Still, the people linking the two fields believe the "hard" science of the brain will someday offer fresh insights for the "soft" art of leadership. At Emory, researchers asked 16 executives to respond to PowerPoint slides about moral quandaries, such as acting on privileged information, while inside an MRI machine. They found that managers weighing ethical dilemmas use the part of their brain associated with early memories, which could mean moral thinking is formed early in life. This could indicate that sending leaders with an appetite for Enron-style accounting through ethics seminars will do little good, says Roderick Gilkey, a management and psychiatry professor who was part of the study.
And in what they have dubbed "The Leadership Neuroscience Project," Pierre A. Balthazard and David A. Waldman, both at ASU's School of Global Management & Leadership, have used EEGs to monitor the brains of 44 business leaders while they discussed scenarios such as layoffs. Working with neuroscientists, they hope to eventually find patterns in effective leaders' EEGs and use the readings to supplement training. They also plan to have students in two new master's programs go through EEGs this fall.
Rock and collaborator Jeffrey M. Schwartz, a research psychiatrist at the University of California at Los Angeles, have been taking a different tack, applying broader themes from neuroscience to leadership rather than trying to map individual managers' brains. One of their main ideas emphasizes that mindful, focused attention on new management practices, rather than on old habits, can rewire the brain. Such concepts have already attracted fans: McKinsey & Co. uses Schwartz's lingo in client workshops. "I think they're very leading edge," says Michael Rennie, a leader of the firm's Organization Practice. An article by the pair in Booz Allen Hamilton's Strategy + Business journal was the publication's most downloaded article last year.

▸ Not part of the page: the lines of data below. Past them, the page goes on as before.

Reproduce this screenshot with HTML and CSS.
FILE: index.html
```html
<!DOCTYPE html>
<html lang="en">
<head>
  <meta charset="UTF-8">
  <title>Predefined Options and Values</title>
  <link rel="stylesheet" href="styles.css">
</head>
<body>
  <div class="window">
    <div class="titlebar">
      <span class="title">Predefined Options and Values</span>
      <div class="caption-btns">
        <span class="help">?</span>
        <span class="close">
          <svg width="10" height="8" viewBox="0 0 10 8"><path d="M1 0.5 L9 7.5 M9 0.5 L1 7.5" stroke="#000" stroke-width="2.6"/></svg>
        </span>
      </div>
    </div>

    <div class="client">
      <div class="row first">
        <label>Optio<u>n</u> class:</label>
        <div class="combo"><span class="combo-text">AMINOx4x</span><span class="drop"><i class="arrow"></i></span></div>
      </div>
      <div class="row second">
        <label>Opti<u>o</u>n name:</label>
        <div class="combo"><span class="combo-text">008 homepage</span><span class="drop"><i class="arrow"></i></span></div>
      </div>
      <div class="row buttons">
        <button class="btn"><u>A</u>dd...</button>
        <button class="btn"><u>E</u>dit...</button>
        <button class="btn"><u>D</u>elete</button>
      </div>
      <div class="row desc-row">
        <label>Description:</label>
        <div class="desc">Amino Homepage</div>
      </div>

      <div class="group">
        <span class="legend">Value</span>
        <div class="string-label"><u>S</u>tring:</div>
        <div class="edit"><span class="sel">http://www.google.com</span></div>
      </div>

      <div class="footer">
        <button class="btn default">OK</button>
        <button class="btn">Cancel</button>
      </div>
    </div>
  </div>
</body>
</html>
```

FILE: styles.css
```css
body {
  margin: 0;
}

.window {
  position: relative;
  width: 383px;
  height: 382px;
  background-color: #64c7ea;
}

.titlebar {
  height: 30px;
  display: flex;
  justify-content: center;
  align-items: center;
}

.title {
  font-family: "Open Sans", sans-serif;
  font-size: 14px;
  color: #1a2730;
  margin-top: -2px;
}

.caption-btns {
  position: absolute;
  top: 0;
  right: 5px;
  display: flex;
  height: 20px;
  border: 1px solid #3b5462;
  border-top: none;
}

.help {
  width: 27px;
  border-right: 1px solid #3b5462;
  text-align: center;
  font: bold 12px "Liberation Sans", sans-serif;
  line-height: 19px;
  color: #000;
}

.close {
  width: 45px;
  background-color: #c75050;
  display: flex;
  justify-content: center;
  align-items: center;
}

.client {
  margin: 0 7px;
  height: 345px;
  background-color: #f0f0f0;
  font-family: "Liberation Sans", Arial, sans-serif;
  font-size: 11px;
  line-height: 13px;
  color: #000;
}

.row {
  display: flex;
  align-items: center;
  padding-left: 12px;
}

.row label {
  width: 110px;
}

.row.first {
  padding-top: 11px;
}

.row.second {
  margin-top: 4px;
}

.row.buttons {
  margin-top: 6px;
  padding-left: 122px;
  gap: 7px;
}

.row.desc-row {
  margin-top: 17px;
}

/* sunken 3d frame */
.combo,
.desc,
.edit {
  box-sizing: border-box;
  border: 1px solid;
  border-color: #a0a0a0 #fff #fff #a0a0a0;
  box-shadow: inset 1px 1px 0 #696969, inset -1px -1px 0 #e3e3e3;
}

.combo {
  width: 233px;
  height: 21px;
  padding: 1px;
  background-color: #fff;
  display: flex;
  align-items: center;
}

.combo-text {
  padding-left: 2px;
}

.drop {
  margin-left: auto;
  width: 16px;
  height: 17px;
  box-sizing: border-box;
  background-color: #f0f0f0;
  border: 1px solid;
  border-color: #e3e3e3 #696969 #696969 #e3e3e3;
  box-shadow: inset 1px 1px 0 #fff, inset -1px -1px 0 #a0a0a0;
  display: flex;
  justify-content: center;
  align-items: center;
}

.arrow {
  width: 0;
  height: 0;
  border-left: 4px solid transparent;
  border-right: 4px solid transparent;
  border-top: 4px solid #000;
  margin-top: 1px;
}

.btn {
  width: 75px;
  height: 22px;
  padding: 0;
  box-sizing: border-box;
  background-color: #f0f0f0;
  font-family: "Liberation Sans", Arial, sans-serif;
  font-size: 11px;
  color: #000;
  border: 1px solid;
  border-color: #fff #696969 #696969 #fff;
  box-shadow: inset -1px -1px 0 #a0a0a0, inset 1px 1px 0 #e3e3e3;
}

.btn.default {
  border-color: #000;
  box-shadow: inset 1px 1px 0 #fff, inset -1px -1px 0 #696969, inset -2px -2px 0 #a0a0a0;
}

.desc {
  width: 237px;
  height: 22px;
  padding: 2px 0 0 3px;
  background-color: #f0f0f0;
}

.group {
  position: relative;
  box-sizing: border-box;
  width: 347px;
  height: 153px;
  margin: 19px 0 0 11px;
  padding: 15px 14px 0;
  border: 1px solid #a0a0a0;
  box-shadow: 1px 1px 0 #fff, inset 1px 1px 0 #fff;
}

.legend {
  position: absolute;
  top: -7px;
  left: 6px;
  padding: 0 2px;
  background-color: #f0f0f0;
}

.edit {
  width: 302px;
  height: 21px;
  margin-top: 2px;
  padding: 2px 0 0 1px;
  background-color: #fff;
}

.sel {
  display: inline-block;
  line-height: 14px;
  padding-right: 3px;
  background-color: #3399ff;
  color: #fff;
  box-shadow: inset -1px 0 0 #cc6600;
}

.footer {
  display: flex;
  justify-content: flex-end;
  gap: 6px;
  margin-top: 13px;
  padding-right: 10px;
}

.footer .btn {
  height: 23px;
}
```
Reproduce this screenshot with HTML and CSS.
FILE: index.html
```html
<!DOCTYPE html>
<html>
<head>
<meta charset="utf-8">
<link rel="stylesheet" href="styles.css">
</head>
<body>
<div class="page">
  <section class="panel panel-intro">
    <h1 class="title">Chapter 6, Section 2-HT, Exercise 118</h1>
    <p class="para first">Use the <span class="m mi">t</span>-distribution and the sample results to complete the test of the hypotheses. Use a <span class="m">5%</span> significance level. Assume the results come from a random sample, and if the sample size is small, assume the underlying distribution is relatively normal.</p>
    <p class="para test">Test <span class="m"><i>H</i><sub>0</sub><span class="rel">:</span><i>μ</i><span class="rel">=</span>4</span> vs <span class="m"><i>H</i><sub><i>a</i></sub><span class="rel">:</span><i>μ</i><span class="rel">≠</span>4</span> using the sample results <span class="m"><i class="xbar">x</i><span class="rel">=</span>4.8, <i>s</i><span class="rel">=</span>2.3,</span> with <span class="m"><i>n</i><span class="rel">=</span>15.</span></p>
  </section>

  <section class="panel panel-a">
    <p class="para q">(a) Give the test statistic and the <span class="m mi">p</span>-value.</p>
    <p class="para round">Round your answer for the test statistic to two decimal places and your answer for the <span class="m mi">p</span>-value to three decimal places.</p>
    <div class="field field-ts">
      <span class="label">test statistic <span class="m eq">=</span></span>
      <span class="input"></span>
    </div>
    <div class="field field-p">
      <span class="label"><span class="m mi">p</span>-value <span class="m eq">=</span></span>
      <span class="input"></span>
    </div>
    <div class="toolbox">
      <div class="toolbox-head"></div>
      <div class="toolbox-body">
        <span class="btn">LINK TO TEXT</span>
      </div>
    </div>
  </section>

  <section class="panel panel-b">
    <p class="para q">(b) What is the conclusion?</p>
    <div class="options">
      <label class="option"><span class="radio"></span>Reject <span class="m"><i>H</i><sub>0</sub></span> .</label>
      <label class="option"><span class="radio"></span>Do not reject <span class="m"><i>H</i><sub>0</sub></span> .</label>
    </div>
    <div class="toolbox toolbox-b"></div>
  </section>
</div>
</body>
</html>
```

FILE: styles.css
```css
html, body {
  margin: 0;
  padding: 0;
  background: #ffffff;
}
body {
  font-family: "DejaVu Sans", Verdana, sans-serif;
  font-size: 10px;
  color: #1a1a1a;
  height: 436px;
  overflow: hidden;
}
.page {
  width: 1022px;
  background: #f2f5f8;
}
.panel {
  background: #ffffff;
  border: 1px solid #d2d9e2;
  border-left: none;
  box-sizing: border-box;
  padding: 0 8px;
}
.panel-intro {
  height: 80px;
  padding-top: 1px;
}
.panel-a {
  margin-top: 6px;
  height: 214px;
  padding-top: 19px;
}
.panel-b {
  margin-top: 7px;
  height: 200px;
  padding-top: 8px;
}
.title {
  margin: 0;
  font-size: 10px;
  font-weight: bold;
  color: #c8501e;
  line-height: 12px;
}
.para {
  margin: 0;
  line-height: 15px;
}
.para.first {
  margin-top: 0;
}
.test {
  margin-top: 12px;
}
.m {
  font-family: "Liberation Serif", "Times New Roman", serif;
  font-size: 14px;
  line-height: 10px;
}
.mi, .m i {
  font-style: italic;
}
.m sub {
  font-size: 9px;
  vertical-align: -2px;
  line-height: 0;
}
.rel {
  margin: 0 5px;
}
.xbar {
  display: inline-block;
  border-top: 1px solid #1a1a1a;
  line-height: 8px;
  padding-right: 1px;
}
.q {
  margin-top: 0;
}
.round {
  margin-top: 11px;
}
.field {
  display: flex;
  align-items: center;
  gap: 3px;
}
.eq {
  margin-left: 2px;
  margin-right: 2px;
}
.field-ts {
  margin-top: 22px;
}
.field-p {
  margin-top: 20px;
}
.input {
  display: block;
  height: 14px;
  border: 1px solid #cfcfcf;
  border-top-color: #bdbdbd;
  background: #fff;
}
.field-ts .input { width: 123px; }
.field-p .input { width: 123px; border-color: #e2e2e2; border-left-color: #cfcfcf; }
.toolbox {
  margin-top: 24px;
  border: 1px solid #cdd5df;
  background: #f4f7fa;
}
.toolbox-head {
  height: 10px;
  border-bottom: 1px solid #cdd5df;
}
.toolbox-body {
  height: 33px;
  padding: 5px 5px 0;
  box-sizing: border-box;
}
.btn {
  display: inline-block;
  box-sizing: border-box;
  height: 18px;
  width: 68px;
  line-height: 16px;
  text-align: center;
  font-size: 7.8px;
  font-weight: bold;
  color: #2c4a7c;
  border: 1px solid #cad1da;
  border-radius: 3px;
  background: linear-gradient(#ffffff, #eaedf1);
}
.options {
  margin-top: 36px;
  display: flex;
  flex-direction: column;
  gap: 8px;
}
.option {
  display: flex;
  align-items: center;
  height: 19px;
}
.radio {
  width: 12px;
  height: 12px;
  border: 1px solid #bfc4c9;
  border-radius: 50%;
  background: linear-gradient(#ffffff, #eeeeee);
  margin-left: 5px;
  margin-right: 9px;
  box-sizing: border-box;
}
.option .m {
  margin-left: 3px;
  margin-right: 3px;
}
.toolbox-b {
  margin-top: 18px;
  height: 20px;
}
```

Several companies have caught the neuroleadership bug, too, peppering training for managers with talk of their amygdalas and prefrontal cortexes. After attending the summit in Italy, Jim Merwin, Cargill's manager for learning design and development, says he is planning to use the duo's ideas in some of the $75 billion private company's training programs. And at American International Group's (AIG ) Retirement Services Div., Jim Smalley, director of training and leadership development, has been working with Rock to school managers. One insight: Focus on just three goals to "quiet all the background noise in the brain," says Smalley. The brain, they're reminded, can hold only a few ideas at a time in its working memory.
If such concepts strike you as familiar management axioms, you aren't alone. USC's Bennis found Rock and Schwartz's article to be "filled with banalities" about leadership. And some summit attendees intrigued by neuroscience's promise for business were turned off by what they saw as Rock's attempts to carve out his own brain-based consulting niche. Rock says business leaders are drawn to scientific explanations; Schwartz says he hopes managers will be receptive to his attempts "to create a new language for self-awareness."
Some, including a handful of managers at AIG, Cargill, and elsewhere already are. Executives have long turned to other fields to give them a new vocabulary to speak about change. "When you start talking about things like behavior change and psychology," says McKinsey's Rennie, "[executives'] eyes glaze over. What helps them change their behavior is a cognitive frame." And whenever they're ready, Rock will surely be happy to sell them one.